As an instructor, you can help students achieve awareness by creating a distraction-free environment. This means keeping studio doors closed from the rest of the gym, only playing music that is instrumental and calm (or not playing music at all), and keeping the studio clean and organized. Also, cueing will play a big part

in helping students to both focus and find awareness. At the start of class, cue your class to focus on their practice and forget about other worries or distractions for the hour; this will help them to bring their attention to the class. Cueing them on their breathing and how their body feels at the start of class will also create a mind-body awareness at the very start of class.

10. Harmony

Harmony is sometimes referred to as integration. These terms are somewhat interchangeable, as they both mean the coming together of many pieces or parts to create a whole. During Pilates practice, several different muscle groups are engaged simultaneously to both control and support movement. The previous nine principles are also all engaged and being used in practice. All principles and muscle movements come together, making for a holistic mind-body workout. The feeling of harmony is what is experienced at the end of a class when you feel rejuvenated and refocused. It’s a feeling of accomplishment and inner peace. It’s that yin-yang effect where you feel like your body has just been worked and pushed physically but you also feel completely relaxed – two sensations that are very opposite from one another but are very connected in this instance.

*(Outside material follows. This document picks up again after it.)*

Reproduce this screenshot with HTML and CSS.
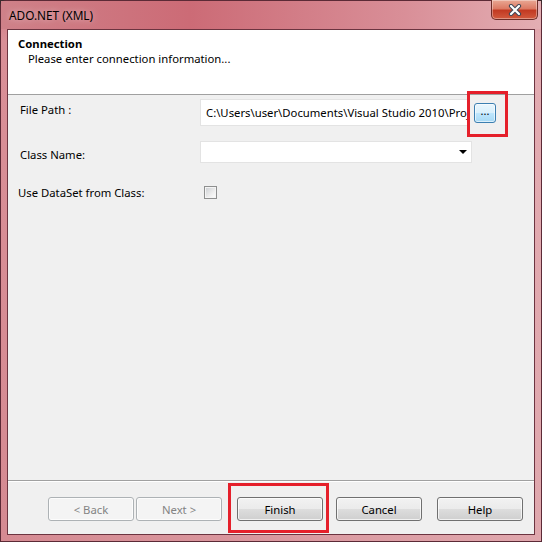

As an instructor, you can encourage students to find inner peace and focus, but they will truly have to find it for themselves. You can create an environment and class that gives them all the tools and focuses on all the principles, but they will have to integrate them all together and then find their inner-peace and balance.

Complete harmony may not come in the first or second class, like some of the other principles. But with hard work and continued practice, all of these concepts and principles should eventually become second nature. Being able to do this is truly finding the mind-body connection that Pilates practice provides.